→ **AIM OF THE TASK**
Sort through the entries below and pull out lines containing the word "with".

→ **EXTRACTED DATA**
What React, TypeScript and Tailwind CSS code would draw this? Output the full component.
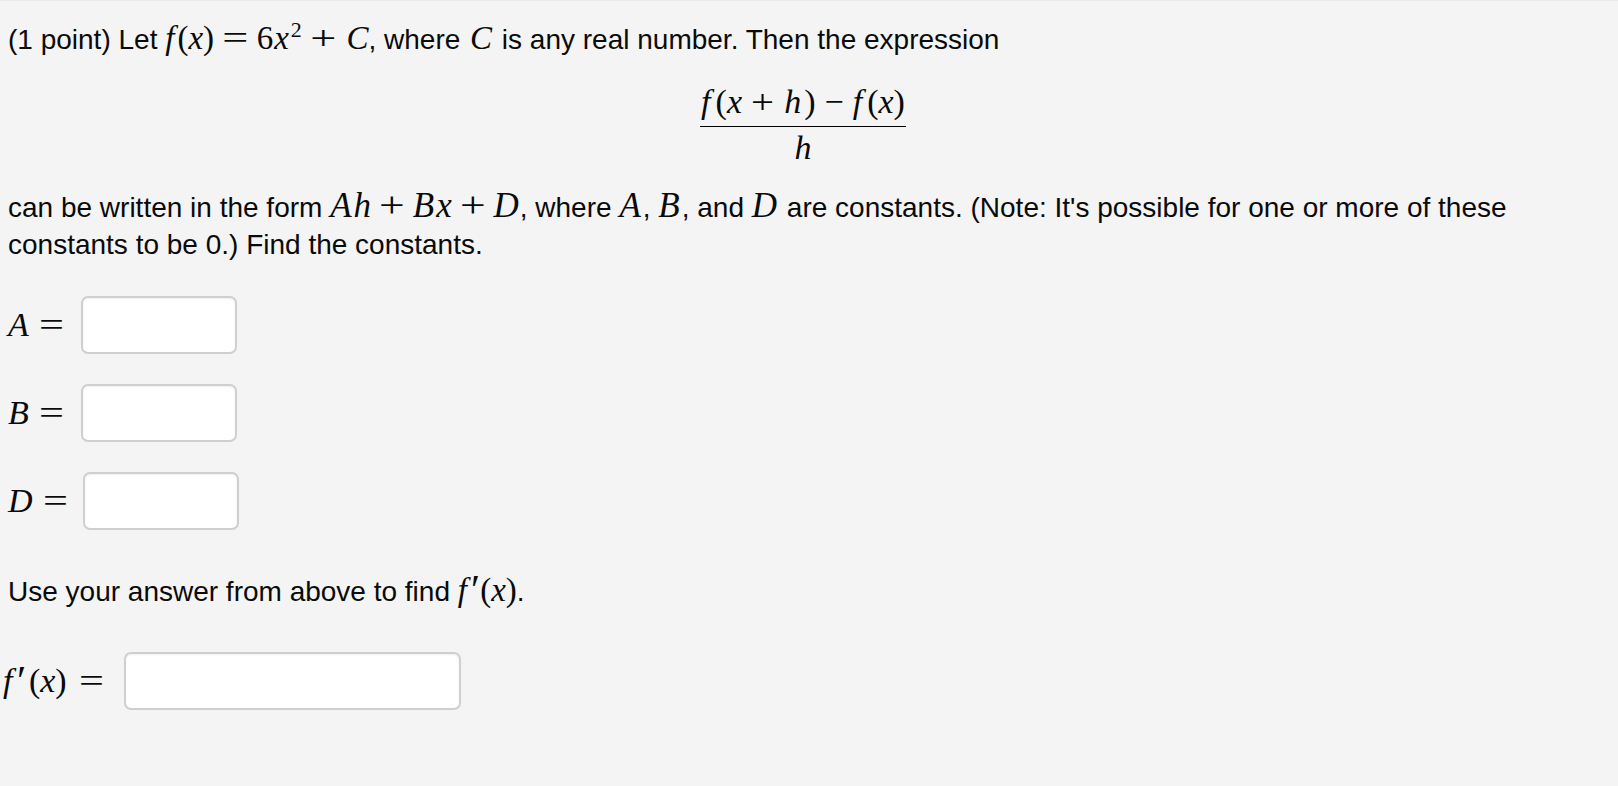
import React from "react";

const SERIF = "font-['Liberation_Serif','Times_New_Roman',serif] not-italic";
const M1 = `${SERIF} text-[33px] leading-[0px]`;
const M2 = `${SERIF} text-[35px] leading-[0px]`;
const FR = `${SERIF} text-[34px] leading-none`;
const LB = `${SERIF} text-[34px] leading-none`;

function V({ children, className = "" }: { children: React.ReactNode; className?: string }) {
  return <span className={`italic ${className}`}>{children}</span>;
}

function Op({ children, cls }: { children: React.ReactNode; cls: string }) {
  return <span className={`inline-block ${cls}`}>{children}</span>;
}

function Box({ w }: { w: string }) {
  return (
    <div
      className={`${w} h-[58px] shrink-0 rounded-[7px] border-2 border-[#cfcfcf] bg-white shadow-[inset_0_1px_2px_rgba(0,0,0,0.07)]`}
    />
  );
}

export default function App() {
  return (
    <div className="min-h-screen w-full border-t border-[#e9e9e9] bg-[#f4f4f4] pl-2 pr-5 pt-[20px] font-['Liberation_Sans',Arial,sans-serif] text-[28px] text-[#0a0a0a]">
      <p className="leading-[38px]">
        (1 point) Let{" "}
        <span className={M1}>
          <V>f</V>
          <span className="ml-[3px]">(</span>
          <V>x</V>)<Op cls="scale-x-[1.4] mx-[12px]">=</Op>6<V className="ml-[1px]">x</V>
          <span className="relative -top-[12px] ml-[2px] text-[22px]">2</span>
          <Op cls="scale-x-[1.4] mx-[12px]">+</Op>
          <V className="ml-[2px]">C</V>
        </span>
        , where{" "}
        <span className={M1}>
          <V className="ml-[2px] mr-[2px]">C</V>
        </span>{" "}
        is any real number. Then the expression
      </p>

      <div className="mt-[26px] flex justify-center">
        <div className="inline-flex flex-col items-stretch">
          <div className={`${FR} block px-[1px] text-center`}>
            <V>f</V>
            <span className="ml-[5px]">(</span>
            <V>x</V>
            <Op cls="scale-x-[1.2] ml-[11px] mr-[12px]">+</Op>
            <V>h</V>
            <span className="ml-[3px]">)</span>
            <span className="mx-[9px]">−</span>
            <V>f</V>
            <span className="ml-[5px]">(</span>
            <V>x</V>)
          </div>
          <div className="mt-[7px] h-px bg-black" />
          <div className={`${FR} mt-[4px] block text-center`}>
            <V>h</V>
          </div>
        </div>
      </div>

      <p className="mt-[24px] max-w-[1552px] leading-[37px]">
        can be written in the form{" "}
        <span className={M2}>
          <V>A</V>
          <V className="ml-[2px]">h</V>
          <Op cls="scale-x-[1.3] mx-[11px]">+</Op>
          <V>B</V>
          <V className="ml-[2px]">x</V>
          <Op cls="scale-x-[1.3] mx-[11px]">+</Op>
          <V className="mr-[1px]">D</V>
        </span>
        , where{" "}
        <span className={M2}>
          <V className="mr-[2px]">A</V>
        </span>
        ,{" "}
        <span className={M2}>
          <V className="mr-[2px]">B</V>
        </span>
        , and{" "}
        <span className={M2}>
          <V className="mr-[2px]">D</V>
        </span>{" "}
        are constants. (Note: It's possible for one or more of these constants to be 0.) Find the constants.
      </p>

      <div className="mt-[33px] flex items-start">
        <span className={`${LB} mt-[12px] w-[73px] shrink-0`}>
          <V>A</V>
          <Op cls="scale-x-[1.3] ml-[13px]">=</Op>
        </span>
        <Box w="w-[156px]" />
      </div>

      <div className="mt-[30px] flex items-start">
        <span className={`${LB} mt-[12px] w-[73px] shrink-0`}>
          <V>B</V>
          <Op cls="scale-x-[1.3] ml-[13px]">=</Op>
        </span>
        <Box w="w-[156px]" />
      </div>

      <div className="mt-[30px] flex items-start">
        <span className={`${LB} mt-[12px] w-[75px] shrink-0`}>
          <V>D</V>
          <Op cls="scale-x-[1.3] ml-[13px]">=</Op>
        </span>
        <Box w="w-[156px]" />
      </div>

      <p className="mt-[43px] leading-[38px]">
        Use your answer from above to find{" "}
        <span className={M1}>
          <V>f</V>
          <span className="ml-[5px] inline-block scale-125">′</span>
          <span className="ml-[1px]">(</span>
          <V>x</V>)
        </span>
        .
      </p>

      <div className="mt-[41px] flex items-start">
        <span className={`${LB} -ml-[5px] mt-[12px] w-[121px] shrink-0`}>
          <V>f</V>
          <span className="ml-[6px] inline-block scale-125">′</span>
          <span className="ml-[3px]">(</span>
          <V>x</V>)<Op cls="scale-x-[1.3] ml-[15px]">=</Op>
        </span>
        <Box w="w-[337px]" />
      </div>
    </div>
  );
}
---
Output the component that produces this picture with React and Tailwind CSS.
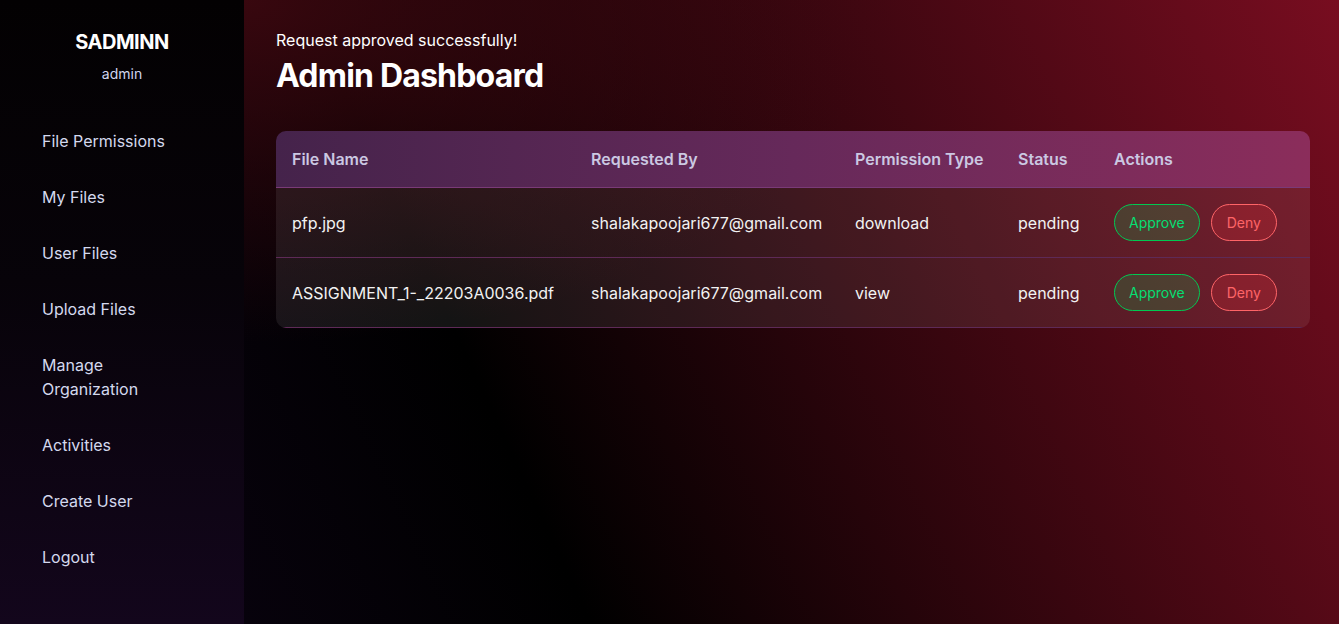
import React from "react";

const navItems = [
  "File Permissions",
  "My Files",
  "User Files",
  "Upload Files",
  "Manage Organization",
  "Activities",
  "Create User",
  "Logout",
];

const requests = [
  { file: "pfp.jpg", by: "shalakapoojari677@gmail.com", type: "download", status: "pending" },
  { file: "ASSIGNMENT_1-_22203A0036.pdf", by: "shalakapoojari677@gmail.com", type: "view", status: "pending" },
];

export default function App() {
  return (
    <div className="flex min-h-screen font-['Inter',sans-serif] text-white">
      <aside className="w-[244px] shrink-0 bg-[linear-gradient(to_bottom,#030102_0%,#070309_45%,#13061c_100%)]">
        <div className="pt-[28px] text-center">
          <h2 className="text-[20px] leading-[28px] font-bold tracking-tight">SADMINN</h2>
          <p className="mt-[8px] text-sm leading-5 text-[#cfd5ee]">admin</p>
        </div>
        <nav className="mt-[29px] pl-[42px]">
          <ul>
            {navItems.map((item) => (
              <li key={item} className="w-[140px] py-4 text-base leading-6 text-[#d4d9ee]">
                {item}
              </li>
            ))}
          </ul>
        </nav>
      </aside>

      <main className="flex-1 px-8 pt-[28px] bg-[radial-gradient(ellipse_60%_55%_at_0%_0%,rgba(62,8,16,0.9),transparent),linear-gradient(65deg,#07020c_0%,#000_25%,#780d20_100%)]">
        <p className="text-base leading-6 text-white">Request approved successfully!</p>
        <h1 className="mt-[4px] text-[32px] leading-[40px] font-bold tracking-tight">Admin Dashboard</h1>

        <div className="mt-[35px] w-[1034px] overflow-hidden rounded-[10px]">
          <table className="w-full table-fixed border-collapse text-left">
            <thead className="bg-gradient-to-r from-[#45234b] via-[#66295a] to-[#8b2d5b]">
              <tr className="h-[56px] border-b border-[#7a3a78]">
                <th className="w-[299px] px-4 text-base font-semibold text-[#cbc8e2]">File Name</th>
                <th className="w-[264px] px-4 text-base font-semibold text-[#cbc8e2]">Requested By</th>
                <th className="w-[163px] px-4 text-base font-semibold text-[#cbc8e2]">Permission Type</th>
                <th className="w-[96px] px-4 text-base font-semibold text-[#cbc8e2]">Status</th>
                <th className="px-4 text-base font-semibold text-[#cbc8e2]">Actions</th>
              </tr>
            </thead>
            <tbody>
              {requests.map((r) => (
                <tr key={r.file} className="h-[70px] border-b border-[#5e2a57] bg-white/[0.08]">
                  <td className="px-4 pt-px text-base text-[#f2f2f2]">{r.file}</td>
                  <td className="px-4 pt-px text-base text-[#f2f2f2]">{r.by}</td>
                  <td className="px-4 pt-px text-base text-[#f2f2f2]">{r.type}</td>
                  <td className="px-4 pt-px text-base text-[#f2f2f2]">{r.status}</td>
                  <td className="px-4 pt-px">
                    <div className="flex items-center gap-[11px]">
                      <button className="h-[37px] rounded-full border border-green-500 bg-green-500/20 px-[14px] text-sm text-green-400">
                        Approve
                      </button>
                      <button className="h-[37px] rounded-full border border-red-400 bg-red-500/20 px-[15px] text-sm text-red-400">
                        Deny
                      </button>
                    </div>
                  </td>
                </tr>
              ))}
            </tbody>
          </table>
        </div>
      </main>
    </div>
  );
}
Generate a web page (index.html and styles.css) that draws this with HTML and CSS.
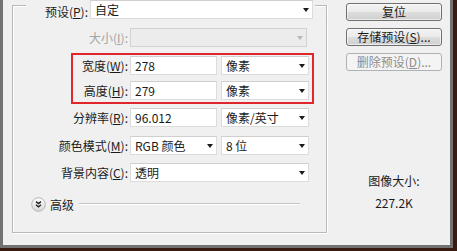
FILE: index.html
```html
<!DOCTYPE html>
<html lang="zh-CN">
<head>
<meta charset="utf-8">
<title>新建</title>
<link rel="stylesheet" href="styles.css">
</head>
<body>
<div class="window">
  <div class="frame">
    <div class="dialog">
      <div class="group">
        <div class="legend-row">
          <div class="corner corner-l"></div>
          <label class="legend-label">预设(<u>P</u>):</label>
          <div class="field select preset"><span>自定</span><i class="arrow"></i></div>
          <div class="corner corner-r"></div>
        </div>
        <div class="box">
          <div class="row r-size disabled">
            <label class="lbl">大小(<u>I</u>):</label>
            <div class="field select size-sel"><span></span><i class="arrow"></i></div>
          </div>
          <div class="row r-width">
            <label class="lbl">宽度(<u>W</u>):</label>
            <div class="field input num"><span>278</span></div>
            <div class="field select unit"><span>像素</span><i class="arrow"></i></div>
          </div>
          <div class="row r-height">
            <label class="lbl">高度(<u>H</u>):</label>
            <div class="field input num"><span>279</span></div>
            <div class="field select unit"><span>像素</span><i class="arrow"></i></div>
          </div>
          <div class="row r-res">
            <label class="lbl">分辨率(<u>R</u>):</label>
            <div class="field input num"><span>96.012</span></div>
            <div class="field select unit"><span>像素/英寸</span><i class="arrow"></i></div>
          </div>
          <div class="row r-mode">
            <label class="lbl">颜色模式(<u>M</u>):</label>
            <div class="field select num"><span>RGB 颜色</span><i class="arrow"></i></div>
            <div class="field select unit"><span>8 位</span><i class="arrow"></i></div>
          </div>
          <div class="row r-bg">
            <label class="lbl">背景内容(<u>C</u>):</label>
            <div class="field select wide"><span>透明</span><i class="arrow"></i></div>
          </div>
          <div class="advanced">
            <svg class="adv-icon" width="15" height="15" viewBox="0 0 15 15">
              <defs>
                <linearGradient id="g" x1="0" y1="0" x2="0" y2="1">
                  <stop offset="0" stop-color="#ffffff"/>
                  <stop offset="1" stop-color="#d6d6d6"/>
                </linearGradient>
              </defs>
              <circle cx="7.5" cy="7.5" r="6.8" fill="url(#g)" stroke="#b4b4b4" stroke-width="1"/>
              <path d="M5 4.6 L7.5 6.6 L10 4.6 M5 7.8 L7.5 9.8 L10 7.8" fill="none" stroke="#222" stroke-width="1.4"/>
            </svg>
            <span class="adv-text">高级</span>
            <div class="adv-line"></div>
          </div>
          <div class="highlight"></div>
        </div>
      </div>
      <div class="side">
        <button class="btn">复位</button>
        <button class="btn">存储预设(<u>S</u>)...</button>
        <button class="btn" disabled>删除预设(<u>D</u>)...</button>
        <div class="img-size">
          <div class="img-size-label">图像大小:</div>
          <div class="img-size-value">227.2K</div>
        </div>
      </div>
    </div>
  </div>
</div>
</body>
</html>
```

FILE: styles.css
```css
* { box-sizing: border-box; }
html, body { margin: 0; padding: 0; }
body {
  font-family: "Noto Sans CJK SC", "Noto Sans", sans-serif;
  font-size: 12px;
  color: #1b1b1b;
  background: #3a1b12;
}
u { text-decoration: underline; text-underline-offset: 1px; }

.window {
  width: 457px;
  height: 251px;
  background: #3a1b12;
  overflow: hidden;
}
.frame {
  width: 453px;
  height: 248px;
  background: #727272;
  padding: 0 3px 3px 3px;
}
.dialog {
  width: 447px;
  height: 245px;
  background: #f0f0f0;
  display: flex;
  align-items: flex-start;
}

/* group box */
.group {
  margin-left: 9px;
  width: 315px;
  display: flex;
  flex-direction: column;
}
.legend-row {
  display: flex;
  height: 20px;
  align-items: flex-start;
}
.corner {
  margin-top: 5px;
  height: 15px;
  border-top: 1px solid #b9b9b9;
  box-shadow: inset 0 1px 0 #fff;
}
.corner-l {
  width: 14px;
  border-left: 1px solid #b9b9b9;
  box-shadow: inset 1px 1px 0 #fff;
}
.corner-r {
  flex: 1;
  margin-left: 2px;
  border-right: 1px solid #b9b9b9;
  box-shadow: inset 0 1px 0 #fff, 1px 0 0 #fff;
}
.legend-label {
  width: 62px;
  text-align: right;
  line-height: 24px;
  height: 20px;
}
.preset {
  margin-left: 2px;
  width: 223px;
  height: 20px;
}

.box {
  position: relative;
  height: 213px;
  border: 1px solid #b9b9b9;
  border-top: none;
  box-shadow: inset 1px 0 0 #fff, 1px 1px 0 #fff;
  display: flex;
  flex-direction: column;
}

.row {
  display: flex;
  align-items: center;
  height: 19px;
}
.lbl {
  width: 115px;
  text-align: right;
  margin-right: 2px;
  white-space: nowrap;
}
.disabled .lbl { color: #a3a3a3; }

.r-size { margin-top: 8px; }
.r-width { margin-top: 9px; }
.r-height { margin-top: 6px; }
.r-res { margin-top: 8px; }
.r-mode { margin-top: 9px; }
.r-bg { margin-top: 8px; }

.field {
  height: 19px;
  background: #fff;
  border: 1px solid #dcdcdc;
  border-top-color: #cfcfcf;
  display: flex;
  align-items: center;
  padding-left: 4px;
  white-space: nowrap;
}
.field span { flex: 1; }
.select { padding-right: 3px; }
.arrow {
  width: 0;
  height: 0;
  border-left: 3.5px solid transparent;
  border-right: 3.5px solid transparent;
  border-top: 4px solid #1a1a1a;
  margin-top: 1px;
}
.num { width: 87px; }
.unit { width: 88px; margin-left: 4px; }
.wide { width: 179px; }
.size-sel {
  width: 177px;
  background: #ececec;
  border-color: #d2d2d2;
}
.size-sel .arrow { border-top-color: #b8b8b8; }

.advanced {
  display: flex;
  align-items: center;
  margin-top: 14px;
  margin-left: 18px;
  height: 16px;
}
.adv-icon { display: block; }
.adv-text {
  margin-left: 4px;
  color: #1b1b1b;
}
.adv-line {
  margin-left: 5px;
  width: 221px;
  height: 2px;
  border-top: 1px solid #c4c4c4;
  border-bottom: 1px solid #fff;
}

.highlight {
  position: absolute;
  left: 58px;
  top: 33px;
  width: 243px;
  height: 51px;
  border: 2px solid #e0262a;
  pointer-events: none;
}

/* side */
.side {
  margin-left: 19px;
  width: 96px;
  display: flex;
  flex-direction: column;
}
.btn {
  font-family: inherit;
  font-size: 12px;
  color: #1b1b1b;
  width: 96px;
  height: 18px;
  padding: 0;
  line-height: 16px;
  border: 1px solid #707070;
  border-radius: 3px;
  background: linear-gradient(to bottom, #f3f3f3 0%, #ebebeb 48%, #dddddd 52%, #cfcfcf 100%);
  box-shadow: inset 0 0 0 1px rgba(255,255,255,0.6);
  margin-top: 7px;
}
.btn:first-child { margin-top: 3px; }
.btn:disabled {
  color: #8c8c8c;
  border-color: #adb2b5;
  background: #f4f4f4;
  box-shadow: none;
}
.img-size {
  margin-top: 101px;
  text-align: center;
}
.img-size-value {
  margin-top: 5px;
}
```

→ **EXERCISE RESPONSE**
Output the component that produces this picture with React and Tailwind CSS.
Generate a web page (index.html and styles.css) that draws this with HTML and CSS.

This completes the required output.